柳如峰预感大事不妙,赶紧将茶几上的那张电影票拿过来细看,票根上包含着关键的信息。
辅助说明区里,标注着影院的具体名称与地址。
“她在最近的华映影院,我们快赶过去!”
连一生望见设计鲜明的情侣电影票,即刻明白了前因后果。
心间一酸,来不及细想便随着柳如峰按照票上的地址奔去。
—— —— —— —— ——
两人火急火燎赶到华映影院,只见影院大门紧闭,已然暂停营业。
周遭鸦雀无声,空旷无人。
“她会不会压根没来这?”
“或者早已灰心离开了?”
“但是为什么没有回家呢?”
连一生自言自语三连问,体内三魂早已经丢了七魄。
要是昀昀果真发生不测,他也不想活了。
他陪她一起去阴间见阿衡与双双,向他们夫妻二人磕头请罪。
连一生扶住发胀的额头,头痛欲裂,泪水即将夺眶而出。
如今这里都找不到,他还能去哪儿找昀昀?
步行街上,柳如峰寻目察迹,蓦地瞥见石板路上躺着一块颜色吸眼的手表。
他快步跑过去拾起那块白色石英表,表带卡扣松脱,明显是意外脱落,镜面上有碎裂磨划的痕迹。

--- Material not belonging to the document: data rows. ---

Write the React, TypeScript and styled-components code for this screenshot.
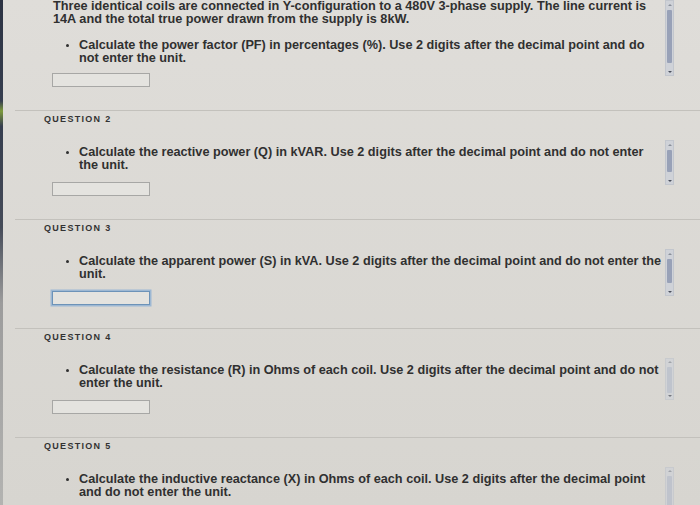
import React from 'react'
import styled, { createGlobalStyle } from 'styled-components'

const GlobalStyle = createGlobalStyle`
  html, body {
    margin: 0;
    padding: 0;
  }
  body {
    background: #dad8d3;
    font-family: 'Liberation Sans', Arial, sans-serif;
    color: #303030;
  }
`

const Screen = styled.div`
  display: flex;
  width: 700px;
  height: 505px;
  overflow: hidden;
  background: linear-gradient(#dfddd9, #d7d5d0);
`

const EdgeStrip = styled.div`
  width: 3px;
  flex-shrink: 0;
  background: linear-gradient(
    #2c3343 0%,
    #363e4f 20%,
    #7d9a3c 22%,
    #363e4f 25%,
    #454b58 45%,
    #9c9c9c 60%,
    #b3b3b1 100%
  );
`

const Page = styled.div`
  flex: 1;
  display: flex;
  flex-direction: column;
  padding-left: 12px;
`

const Intro = styled.div`
  padding: 0 0 23px 37px;
`

const Section = styled.section`
  border-top: 1px solid #c3c1bc;
  padding: 3px 0 23px 29px;
`

const Label = styled.div`
  font-size: 9px;
  line-height: 10px;
  font-weight: 700;
  letter-spacing: 1.3px;
  color: #333;
`

const Body = styled.div<{ $top?: number }>`
  display: flex;
  align-items: flex-start;
  margin-top: ${p => p.$top ?? 0}px;
  margin-left: ${p => (p.$top ? 8 : 0)}px;
`

const Content = styled.div<{ $pad: number }>`
  width: 611px;
  flex-shrink: 0;
  padding-top: ${p => p.$pad}px;
`

const Lead = styled.p`
  margin: 0 0 13px 1px;
  font-size: 12.7px;
  line-height: 13px;
  font-weight: 700;
`

const Points = styled.ul<{ $gap: number }>`
  margin: 0 0 ${p => p.$gap}px;
  padding-left: 27px;
  list-style: disc;
`

const Point = styled.li`
  font-size: 12.7px;
  line-height: 13px;
  font-weight: 700;
  &::marker {
    font-size: 10px;
  }
`

const Answer = styled.input<{ $focused?: boolean }>`
  display: block;
  box-sizing: border-box;
  width: 98px;
  height: 14px;
  margin: 0;
  padding: 0 2px;
  border: 1px solid ${p => (p.$focused ? '#6d93b8' : '#a7a7a5')};
  box-shadow: ${p => (p.$focused ? '0 0 0 1.5px #9db8d3' : 'none')};
  background: #e4e3df;
  outline: none;
`

const Scroll = styled.div<{ $h: number; $faded?: boolean }>`
  display: flex;
  flex-direction: column;
  align-items: center;
  box-sizing: border-box;
  width: 9px;
  height: ${p => p.$h}px;
  margin-left: 2px;
  border: 1px solid #c2c6cd;
  background: #cfd2d8;
  opacity: ${p => (p.$faded ? 0.7 : 1)};
`

const Arrow = styled.div<{ $down?: boolean }>`
  height: 7px;
  display: flex;
  align-items: center;
  justify-content: center;
  &::before {
    content: '';
    border-left: 2px solid transparent;
    border-right: 2px solid transparent;
    ${p =>
      p.$down ? 'border-top: 2px solid #4a4f5c;' : 'border-bottom: 2px solid #8a8f9a;'}
  }
`

const Track = styled.div<{ $offset: number }>`
  flex: 1;
  align-self: stretch;
  padding: ${p => p.$offset}px 1px 0;
`

const Thumb = styled.div<{ $h: number; $faded?: boolean }>`
  height: ${p => p.$h}px;
  background: ${p => (p.$faded ? '#b5bccb' : '#98a1b7')};
  border-radius: 1px;
`

type Bar = { h: number; offset: number; thumb: number; faded?: boolean }

const ScrollBar = ({ h, offset, thumb, faded }: Bar) => (
  <Scroll $h={h} $faded={faded}>
    <Arrow />
    <Track $offset={offset}>
      <Thumb $h={thumb} $faded={faded} />
    </Track>
    <Arrow $down />
  </Scroll>
)

const questions: { n: number; text: string; bar: Bar; focused?: boolean }[] = [
  {
    n: 2,
    text: 'Calculate the reactive power (Q) in kVAR. Use 2 digits after the decimal point and do not enter the unit.',
    bar: { h: 45, offset: 2, thumb: 22 },
  },
  {
    n: 3,
    text: 'Calculate the apparent power (S) in kVA. Use 2 digits after the decimal point and do not enter the unit.',
    bar: { h: 47, offset: 2, thumb: 24 },
    focused: true,
  },
  {
    n: 4,
    text: 'Calculate the resistance (R) in Ohms of each coil. Use 2 digits after the decimal point and do not enter the unit.',
    bar: { h: 42, offset: 1, thumb: 26, faded: true },
  },
  {
    n: 5,
    text: 'Calculate the inductive reactance (X) in Ohms of each coil. Use 2 digits after the decimal point and do not enter the unit.',
    bar: { h: 46, offset: 1, thumb: 30, faded: true },
  },
]

const App = () => (
  <>
    <GlobalStyle />
    <Screen>
      <EdgeStrip />
      <Page>
        <Intro>
          <Body>
            <Content $pad={0}>
              <Lead>
                Three identical coils are connected in Y-configuration to a 480V 3-phase
                supply. The line current is 14A and the total true power drawn from the
                supply is 8kW.
              </Lead>
              <Points $gap={8}>
                <Point>
                  Calculate the power factor (PF) in percentages (%). Use 2 digits after
                  the decimal point and do not enter the unit.
                </Point>
              </Points>
              <Answer type="text" />
            </Content>
            <ScrollBar h={76} offset={2} thumb={53} />
          </Body>
        </Intro>
        {questions.map(q => (
          <Section key={q.n}>
            <Label>QUESTION {q.n}</Label>
            <Body $top={16}>
              <Content $pad={6}>
                <Points $gap={10}>
                  <Point>{q.text}</Point>
                </Points>
                <Answer type="text" $focused={q.focused} />
              </Content>
              <ScrollBar {...q.bar} />
            </Body>
          </Section>
        ))}
      </Page>
    </Screen>
  </>
)

export default App
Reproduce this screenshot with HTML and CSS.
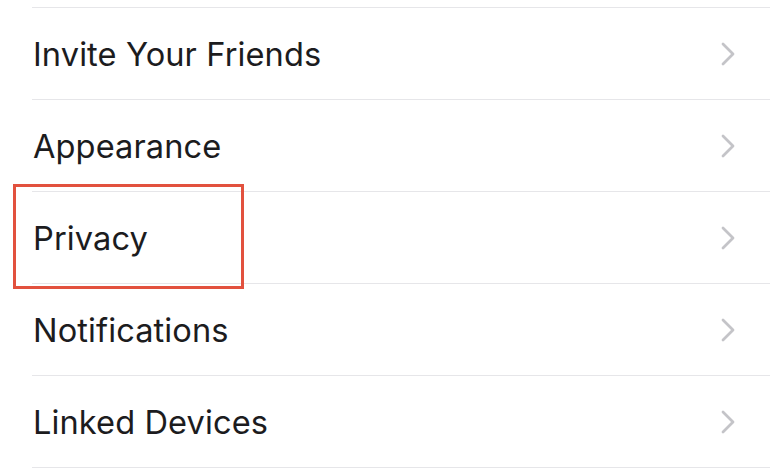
FILE: index.html
```html
<!DOCTYPE html>
<html lang="en">
<head>
	<meta charset="UTF-8">
	<title>Settings</title>
	<link rel="stylesheet" href="styles.css">
</head>
<body>
	<ul class="menu">
		<li class="row"><span class="label">Invite Your Friends</span><svg class="chev" viewBox="0 0 16 26"><path d="M3 3 L13 13 L3 23"/></svg></li>
		<li class="row"><span class="label">Appearance</span><svg class="chev" viewBox="0 0 16 26"><path d="M3 3 L13 13 L3 23"/></svg></li>
		<li class="row marked"><span class="label">Privacy</span><svg class="chev" viewBox="0 0 16 26"><path d="M3 3 L13 13 L3 23"/></svg><div class="mark"></div></li>
		<li class="row"><span class="label">Notifications</span><svg class="chev" viewBox="0 0 16 26"><path d="M3 3 L13 13 L3 23"/></svg></li>
		<li class="row"><span class="label">Linked Devices</span><svg class="chev" viewBox="0 0 16 26"><path d="M3 3 L13 13 L3 23"/></svg></li>
	</ul>
</body>
</html>
```

FILE: styles.css
```css
* { margin:0; padding:0; box-sizing:border-box; }
body { background:#fff; font-family:Inter, "Liberation Sans", sans-serif; color:#1c1c1e; overflow:hidden; }
.menu { list-style:none; margin:7px 0 0 32px; border-top:1px solid #e6e6e9; }
.row { position:relative; height:92px; border-bottom:1px solid #e6e6e9; display:flex; align-items:center; justify-content:space-between; padding:0 34px 0 1px; }
.label { font-size:32.6px; letter-spacing:0.1px; }
.chev { width:16px; height:26px; fill:none; stroke:#c4c4c8; stroke-width:2.8; stroke-linecap:round; stroke-linejoin:round; }
.mark { position:absolute; left:-19px; top:-8px; width:231px; height:105px; border:3px solid #e2513e; }
```
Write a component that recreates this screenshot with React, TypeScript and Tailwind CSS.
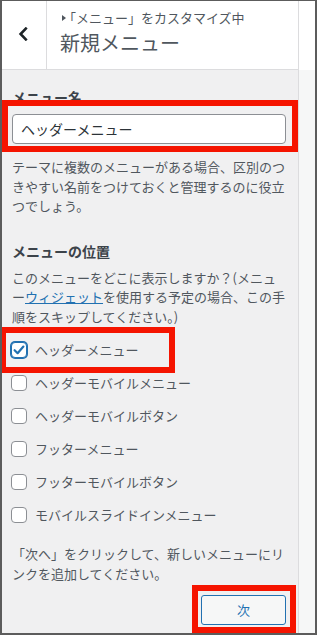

“是昀昀戴的那块手表!”连一生凑过来,只一眼就认出来。
他欲哭无泪。
糟了糟了,昀昀肯定出事了!
柳如峰反倒沉住气,根据这块手表推断出她是逃跑时不慎遗失的,她一定就在附近。
“连,别发愣了,快跟我继续找人!”
两人沿着步行街里的窄巷一路搜寻,终于在最深处的转角发现了奄奄一息的司昀昀。
她陷在昏迷里,整个人软软地躺在染血的碎石子路面上。
连一生冲过来,伸手就想将人抱起,被眼光敏锐的柳如峰急声喝止:“别碰她!”
连一生:“?”
柳如峰:“她的后脑破血重伤,贸然移动会有风险!”
连一生跪在司昀昀身边,双手下意识撑向地面,无意间按进了血泊里。
还未凝固的血液沾满了他的双手,拿起来时还牵起千丝百缕,浓重的血腥味直冲鼻腔。
他看着这一切,眼眶猛烈收缩,充血发红的眼球像是要把眼睑撑破。
他慌忙俯身去一遍遍呼喊司昀昀的名字,傻傻地企图能这样子把她喊醒过来。
此时重伤在脑的司昀昀自然什么也听不见,她的生命正一点一点向死亡流逝。
柳如峰早已拨打了急救电话。
他冷静的目光下落到她纤弱的手上,乍然间怅然若失。
她的手里面,还紧紧攥着那张已经过了期的电影票。